The world of biblical archaeology and Christendom is all atwitter over the alleged discovery of John the Baptist’s remains, or at least a few of them. As reported by Teresa Shipley at Discovery, the sparse remains consist of skull and hand fragments and a tooth. They were found buried beneath the floor of a 5th century Bulgarian monastery in a small reliquary box bearing a Greek inscription — “June 24,” which is the date on which John supposedly was born.
If you watch the BBC video of the unveiling, you will note that the Bulgarians are already convinced these are John’s remains. The Vatican is awaiting further information and testing before it pronounces on the subject. The Bulgarians, of course, have good reason to tout the authenticity of the find — there is much money to be made through pilgrimage tourism.

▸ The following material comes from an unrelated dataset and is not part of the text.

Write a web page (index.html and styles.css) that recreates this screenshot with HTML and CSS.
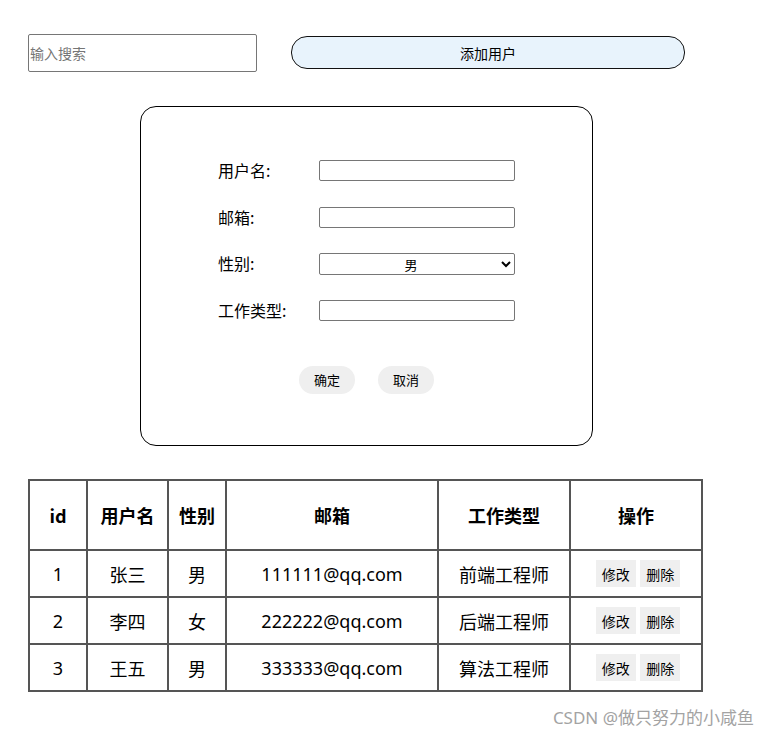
FILE: index.html
```html
<!DOCTYPE html>
<html lang="zh-CN">
<head>
<meta charset="utf-8">
<title>用户管理</title>
<link rel="stylesheet" href="styles.css">
</head>
<body>
<div class="page">
  <div class="topbar">
    <input class="search" type="text" placeholder="输入搜索">
    <button class="add-btn" type="button">添加用户</button>
  </div>

  <div class="dialog">
    <div class="form">
      <div class="row"><label class="lbl">用户名:</label><input class="field" type="text"></div>
      <div class="row"><label class="lbl">邮箱:</label><input class="field" type="text"></div>
      <div class="row"><label class="lbl">性别:</label>
        <select class="field sel"><option>男</option><option>女</option></select>
      </div>
      <div class="row"><label class="lbl">工作类型:</label><input class="field" type="text"></div>
    </div>
    <div class="actions">
      <button class="pill" type="button">确定</button>
      <button class="pill" type="button">取消</button>
    </div>
  </div>

  <table class="users">
    <colgroup>
      <col class="c1"><col class="c2"><col class="c3"><col class="c4"><col class="c5"><col class="c6">
    </colgroup>
    <thead>
      <tr><th>id</th><th>用户名</th><th>性别</th><th>邮箱</th><th>工作类型</th><th>操作</th></tr>
    </thead>
    <tbody>
      <tr><td>1</td><td>张三</td><td>男</td><td>111111@qq.com</td><td>前端工程师</td><td class="ops"><button class="op">修改</button> <button class="op">删除</button></td></tr>
      <tr><td>2</td><td>李四</td><td>女</td><td>222222@qq.com</td><td>后端工程师</td><td class="ops"><button class="op">修改</button> <button class="op">删除</button></td></tr>
      <tr><td>3</td><td>王五</td><td>男</td><td>333333@qq.com</td><td>算法工程师</td><td class="ops"><button class="op">修改</button> <button class="op">删除</button></td></tr>
    </tbody>
  </table>
</div>
<div class="watermark">CSDN @做只努力的小咸鱼</div>
</body>
</html>
```

FILE: styles.css
```css
html, body {
  margin: 0;
  padding: 0;
  background: #fff;
}
body {
  font-family: "Noto Sans", "Noto Sans CJK SC", sans-serif;
  color: #000;
  position: relative;
  min-height: 734px;
}
.page {
  padding: 34px 0 0 28px;
}
.topbar {
  display: flex;
  align-items: flex-start;
  gap: 34px;
}
.search {
  box-sizing: border-box;
  width: 229px;
  height: 38px;
  margin: 0;
  padding: 0 1px;
  border: 1px solid #767676;
  border-radius: 2px;
  font-family: "Noto Sans CJK SC", sans-serif;
  font-size: 14px;
  outline: none;
}
.search::placeholder {
  color: #757575;
}
.add-btn {
  box-sizing: border-box;
  width: 394px;
  height: 33px;
  margin: 2px 0 0 0;
  border: 1px solid #111;
  border-radius: 16px;
  background: #e8f3fc;
  font-family: "Noto Sans CJK SC", sans-serif;
  font-size: 14px;
  color: #000;
}
.dialog {
  box-sizing: border-box;
  width: 453px;
  height: 340px;
  margin: 34px 0 0 112px;
  border: 1px solid #000;
  border-radius: 16px;
  padding: 53px 0 0 77px;
}
.form {
  display: flex;
  flex-direction: column;
  gap: 25.5px;
}
.row {
  display: flex;
  align-items: center;
  height: 21px;
}
.lbl {
  width: 101px;
  font-family: "Noto Sans CJK SC", sans-serif;
  font-size: 16px;
  line-height: 21px;
}
.field {
  box-sizing: border-box;
  width: 196px;
  height: 21px;
  margin: 0;
  padding: 0 2px;
  border: 1px solid #767676;
  border-radius: 2px;
  background: #fff;
  font-family: "Noto Sans CJK SC", sans-serif;
  font-size: 13px;
}
.sel {
  text-align: center;
  text-align-last: center;
  height: 22px;
  color: #000;
}
.actions {
  display: flex;
  justify-content: center;
  gap: 23px;
  margin: 45px 0 0 -77px;
}
.pill {
  width: 56px;
  height: 28px;
  border: none;
  border-radius: 14px;
  background: #efefef;
  font-family: "Noto Sans CJK SC", sans-serif;
  font-size: 13px;
  color: #000;
  padding: 0;
}
.users {
  margin-top: 33px;
  border-collapse: collapse;
  table-layout: fixed;
  width: 673px;
  border: 2px solid #555;
}
.users th, .users td {
  border: 2px solid #555;
  text-align: center;
  padding: 0;
  font-size: 18px;
}
.users th {
  height: 68px;
  font-family: "Noto Sans CJK SC", sans-serif;
  font-weight: bold;
  font-size: 18px;
}
.users td {
  height: 45px;
  font-family: "Noto Sans", "Noto Sans CJK SC", sans-serif;
}
.users td.ops {
  padding-left: 4px;
}
.c1 { width: 58px; }
.c2 { width: 81px; }
.c3 { width: 58px; }
.c4 { width: 212px; }
.c5 { width: 132px; }
.c6 { width: 132px; }
.op {
  height: 27px;
  padding: 0 6px;
  border: none;
  background: #efefef;
  font-family: "Noto Sans CJK SC", sans-serif;
  font-size: 14px;
  color: #000;
  vertical-align: middle;
}
.watermark {
  position: absolute;
  right: 15px;
  top: 704px;
  font-family: "Noto Sans", "Noto Sans CJK SC", sans-serif;
  font-size: 17px;
  color: #a3a3a3;
}
```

For those not having a financial or emotional stake in the issue, there are good reasons to doubt whether the remains are those of John. In the centuries following John’s and Jesus’ deaths, there was a brisk and lucrative trade in alleged relics. Churches and monasteries throughout Europe and the Mediterranean competed with one another for sacred objects, which attracted pilgrims and parishioners who would either pay or make a “donation” to see the relics. Forgeries and fakes were commonplace.

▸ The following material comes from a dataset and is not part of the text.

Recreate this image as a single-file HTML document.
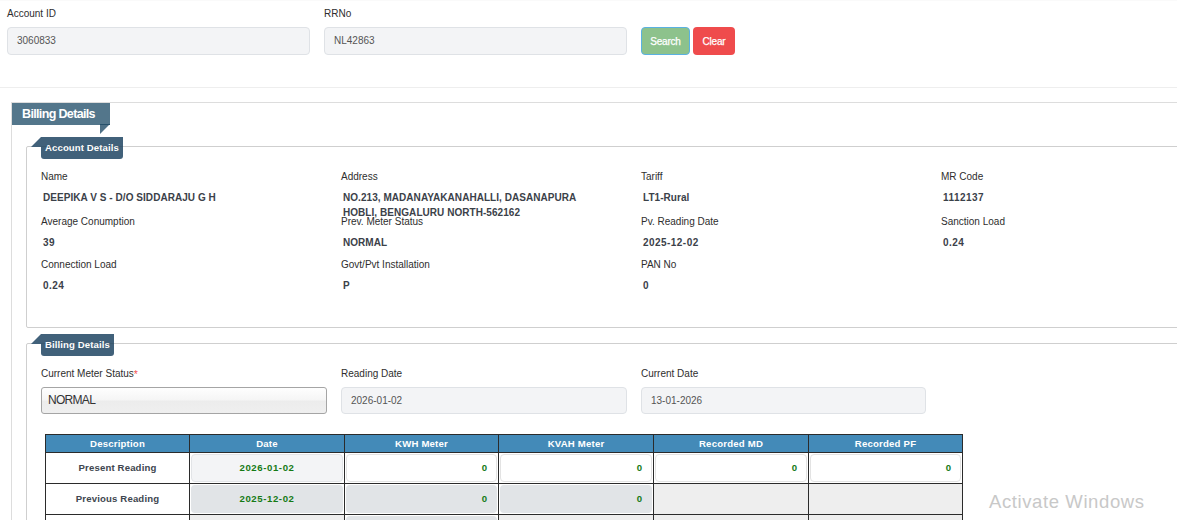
<!DOCTYPE html>
<html><head><meta charset="utf-8">
<style>
*{box-sizing:border-box;margin:0;padding:0}
html,body{width:1177px;height:520px;overflow:hidden;background:#fff;font-family:"Liberation Sans",sans-serif;color:#333;position:relative}
.a{position:absolute;white-space:nowrap}
.lbl{font-size:10px;color:#2e2e2e;line-height:12px;letter-spacing:0px}
.val{font-size:10px;font-weight:bold;color:#3b4149;line-height:12px;letter-spacing:0.05px}
.num{letter-spacing:0.45px}
.inp{position:absolute;background:#f3f4f6;border:1px solid #dfe2e6;border-radius:4px}
.inp span{position:absolute;font-size:10px;color:#555;line-height:12px;letter-spacing:0px}
.hdr{position:absolute;color:#fff;font-weight:bold}
.th{color:#fff;font-weight:bold;font-size:9.6px;text-align:center;line-height:17px;letter-spacing:0.2px}
.td{color:#40464f;font-weight:bold;font-size:9.6px;text-align:center;letter-spacing:0.15px}
.ti{border-radius:4px}
.gc{left:0;right:0 !important;text-align:center;letter-spacing:0.6px}
.g{position:absolute;right:9px;top:7px;color:#157a15;font-weight:bold;font-size:9.6px;line-height:12px}

</style></head><body>
<!-- top search -->
<div class="a" style="left:0;top:0;width:1177px;height:1px;background:#fafafa"></div>
<div class="a lbl" style="left:7px;top:8px">Account ID</div>
<div class="inp" style="left:7px;top:27px;width:303px;height:28px"><span style="left:9px;top:7px">3060833</span></div>
<div class="a lbl" style="left:324px;top:8px">RRNo</div>
<div class="inp" style="left:324px;top:27px;width:303px;height:28px"><span style="left:9px;top:7px">NL42863</span></div>
<div class="a" style="left:641px;top:27px;width:49px;height:28px;background:#8dc28c;border:1px solid #5ab1e2;border-radius:4px;color:#fff;font-size:10px;text-align:center;line-height:27px;letter-spacing:-0.2px;-webkit-text-stroke:0.25px #fff">Search</div>
<div class="a" style="left:693px;top:27px;width:42px;height:28px;background:#ef4b4c;border-radius:4px;color:#fff;font-size:10px;text-align:center;line-height:29px;letter-spacing:-0.2px;-webkit-text-stroke:0.25px #fff">Clear</div>
<div class="a" style="left:0;top:87px;width:1177px;height:1px;background:#eee"></div>

<!-- outer panel -->
<div class="a" style="left:11px;top:102px;width:1200px;height:500px;border:1px solid #ddd"></div>
<div class="hdr" style="left:12px;top:103px;width:98px;height:22px;background:#53768b;font-size:12.5px;line-height:22px;padding-left:10px;letter-spacing:-0.65px">Billing Details</div>
<svg class="a" style="left:100px;top:124px" width="10" height="10"><polygon points="0,0 10,0 0,10" fill="#4e7086"/><rect x="0" y="0" width="10" height="1" fill="#26506a"/></svg>

<!-- inner panel 1 -->
<div class="a" style="left:26px;top:146px;width:1200px;height:182px;border:1px solid #cfcfcf;border-radius:2px"></div>
<div class="hdr" style="left:41px;top:137px;width:82px;height:22px;background:#41617a;border-radius:0 0 3px 3px;font-size:9.6px;line-height:22px;padding-left:4px;letter-spacing:0.1px">Account Details</div>
<div class="a" style="left:41px;top:146px;width:82px;height:1px;background:rgba(0,0,0,0.08)"></div>
<svg class="a" style="left:31px;top:137px" width="10" height="10"><polygon points="0,10 10,0 10,10" fill="#41617a"/></svg>

<div class="a lbl" style="left:41px;top:171px">Name</div>
<div class="a val" style="left:43px;top:192px">DEEPIKA V S - D/O SIDDARAJU G H</div>
<div class="a lbl" style="left:41px;top:216px">Average Conumption</div>
<div class="a val num" style="left:43px;top:237px">39</div>
<div class="a lbl" style="left:41px;top:259px">Connection Load</div>
<div class="a val num" style="left:43px;top:280px">0.24</div>

<div class="a lbl" style="left:341px;top:171px">Address</div>
<div class="a val" style="left:343px;top:192px">NO.213, MADANAYAKANAHALLI, DASANAPURA</div>
<div class="a val" style="left:343px;top:207px">HOBLI, BENGALURU NORTH-562162</div>
<div class="a lbl" style="left:341px;top:216px">Prev. Meter Status</div>
<div class="a val" style="left:343px;top:237px">NORMAL</div>
<div class="a lbl" style="left:341px;top:259px">Govt/Pvt Installation</div>
<div class="a val" style="left:343px;top:280px">P</div>

<div class="a lbl" style="left:641px;top:171px">Tariff</div>
<div class="a val" style="left:643px;top:192px">LT1-Rural</div>
<div class="a lbl" style="left:641px;top:216px">Pv. Reading Date</div>
<div class="a val num" style="left:643px;top:237px">2025-12-02</div>
<div class="a lbl" style="left:641px;top:259px">PAN No</div>
<div class="a val num" style="left:643px;top:280px">0</div>

<div class="a lbl" style="left:941px;top:171px">MR Code</div>
<div class="a val num" style="left:943px;top:192px">1112137</div>
<div class="a lbl" style="left:941px;top:216px">Sanction Load</div>
<div class="a val num" style="left:943px;top:237px">0.24</div>

<!-- inner panel 2 -->
<div class="a" style="left:26px;top:343px;width:1200px;height:300px;border:1px solid #cfcfcf;border-radius:2px"></div>
<div class="hdr" style="left:41px;top:334px;width:73px;height:22px;background:#41617a;border-radius:0 0 3px 3px;font-size:9.6px;line-height:22px;padding-left:4px;letter-spacing:0.1px">Billing Details</div>
<div class="a" style="left:41px;top:343px;width:73px;height:1px;background:rgba(0,0,0,0.08)"></div>
<svg class="a" style="left:31px;top:334px" width="10" height="10"><polygon points="0,10 10,0 10,10" fill="#41617a"/></svg>

<div class="a lbl" style="left:41px;top:368px">Current Meter Status<span style="color:#f25555;font-size:10.5px;line-height:0;position:relative;top:0.5px">*</span></div>
<div class="a" style="left:41px;top:387px;width:286px;height:27px;border:1px solid #a5a5a5;border-radius:3px;background:linear-gradient(#fefefe 0%,#f5f5f5 48%,#ececec 52%,#efefef 100%)"><span class="a" style="left:6px;top:5px;font-size:12px;color:#333;line-height:14px;letter-spacing:-0.7px">NORMAL</span></div>
<div class="a lbl" style="left:341px;top:368px">Reading Date</div>
<div class="inp" style="left:341px;top:387px;width:286px;height:27px"><span style="left:9px;top:7px">2026-01-02</span></div>
<div class="a lbl" style="left:641px;top:368px">Current Date</div>
<div class="inp" style="left:641px;top:387px;width:285px;height:27px"><span style="left:9px;top:7px">13-01-2026</span></div>

<!-- table -->
<div class="a" style="left:45px;top:434px;width:918px;height:18px;background:#438ab8"></div>
<div class="a th" style="left:46px;top:435px;width:143px">Description</div>
<div class="a th" style="left:190px;top:435px;width:154px">Date</div>
<div class="a th" style="left:345px;top:435px;width:153px">KWH Meter</div>
<div class="a th" style="left:499px;top:435px;width:154px">KVAH Meter</div>
<div class="a th" style="left:654px;top:435px;width:154px">Recorded MD</div>
<div class="a th" style="left:809px;top:435px;width:153px">Recorded PF</div>
<div class="a td" style="left:46px;top:453px;width:143px;line-height:30px">Present Reading</div>
<div class="a ti" style="left:191px;top:454px;width:152px;height:28px;background:#f3f4f6;border:1px solid #e2e4e7;"><span class="g gc">2026-01-02</span></div>
<div class="a ti" style="left:346px;top:454px;width:151px;height:28px;background:#fff;border:1px solid #e3e3e3;"><span class="g">0</span></div>
<div class="a ti" style="left:500px;top:454px;width:152px;height:28px;background:#fff;border:1px solid #e3e3e3;"><span class="g">0</span></div>
<div class="a ti" style="left:655px;top:454px;width:152px;height:28px;background:#fff;border:1px solid #e3e3e3;"><span class="g">0</span></div>
<div class="a ti" style="left:810px;top:454px;width:151px;height:28px;background:#fff;border:1px solid #e3e3e3;"><span class="g">0</span></div>
<div class="a td" style="left:46px;top:484px;width:143px;line-height:30px">Previous Reading</div>
<div class="a ti" style="left:191px;top:485px;width:152px;height:28px;background:#e1e4e7;"><span class="g gc" style="top:8px">2025-12-02</span></div>
<div class="a ti" style="left:346px;top:485px;width:151px;height:28px;background:#e1e4e7;"><span class="g" style="right:10px;top:8px">0</span></div>
<div class="a ti" style="left:500px;top:485px;width:152px;height:28px;background:#e1e4e7;"><span class="g" style="right:10px;top:8px">0</span></div>
<div class="a" style="left:654px;top:484px;width:154px;height:30px;background:#eee"></div>
<div class="a" style="left:809px;top:484px;width:153px;height:30px;background:#eee"></div>
<div class="a" style="left:190px;top:515px;width:154px;height:30px;background:#eee"></div>
<div class="a ti" style="left:346px;top:516px;width:151px;height:28px;background:#e1e4e7;"></div>
<div class="a" style="left:499px;top:515px;width:154px;height:30px;background:#eee"></div>
<div class="a" style="left:654px;top:515px;width:154px;height:30px;background:#eee"></div>
<div class="a" style="left:809px;top:515px;width:153px;height:30px;background:#eee"></div>
<div class="a" style="left:45px;top:434px;width:1px;height:111px;background:#2b2b2b"></div>
<div class="a" style="left:189px;top:434px;width:1px;height:111px;background:#2b2b2b"></div>
<div class="a" style="left:344px;top:434px;width:1px;height:111px;background:#2b2b2b"></div>
<div class="a" style="left:498px;top:434px;width:1px;height:111px;background:#2b2b2b"></div>
<div class="a" style="left:653px;top:434px;width:1px;height:111px;background:#2b2b2b"></div>
<div class="a" style="left:808px;top:434px;width:1px;height:111px;background:#2b2b2b"></div>
<div class="a" style="left:962px;top:434px;width:1px;height:111px;background:#2b2b2b"></div>
<div class="a" style="left:45px;top:434px;width:918px;height:1px;background:#2b2b2b"></div>
<div class="a" style="left:45px;top:452px;width:918px;height:1px;background:#2b2b2b"></div>
<div class="a" style="left:45px;top:483px;width:918px;height:1px;background:#2b2b2b"></div>
<div class="a" style="left:45px;top:514px;width:918px;height:1px;background:#2b2b2b"></div>
<div class="a" style="left:45px;top:545px;width:918px;height:1px;background:#2b2b2b"></div>

<div class="a" style="left:989px;top:491px;font-size:18.5px;line-height:21px;letter-spacing:0.6px;color:#c8c8c8">Activate Windows</div>
<div class="a" style="left:990px;top:517px;font-size:13px;line-height:15px;color:#c8c8c8">Go to Settings to activate Windows.</div>
</body></html>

What additional testing might confirm the remains are those of John the Baptist? The date of the reliquary box and inscription are, for the reasons previously mentioned, of dubious value. Obviously, neither the box nor bones can be dated using stratigraphic methods.
DNA testing will not do much good in the absence of a confirmed relative who provided a sample for comparison and matching. I doubt that such a sample exists, and contamination would be a major issue.
Radiocarbon dating of the bone will produce results that, depending on the methods and calibration curves used, will provide an estimated date with margins of error ranging from 25-75 years. An exact C14 date will be hard to generate and contamination will be a concern.
Although amino acid racemization offers some possibilities, perhaps the most useful tests would be isotopic studies of the tooth. Such studies can be used to identify the area in which the person lived and where he/she might have traveled; Matt Sponheimer and colleagues are pioneering these and similar methods.
If it can be shown that the former owner of the tooth lived for a period of time in the Judean desert and visited the areas around Jerusalem, then the Bulgarians will have at least one piece of data to validate the St. John shrine they surely will build. Whether this will amount to proof of identity is an entirely different matter.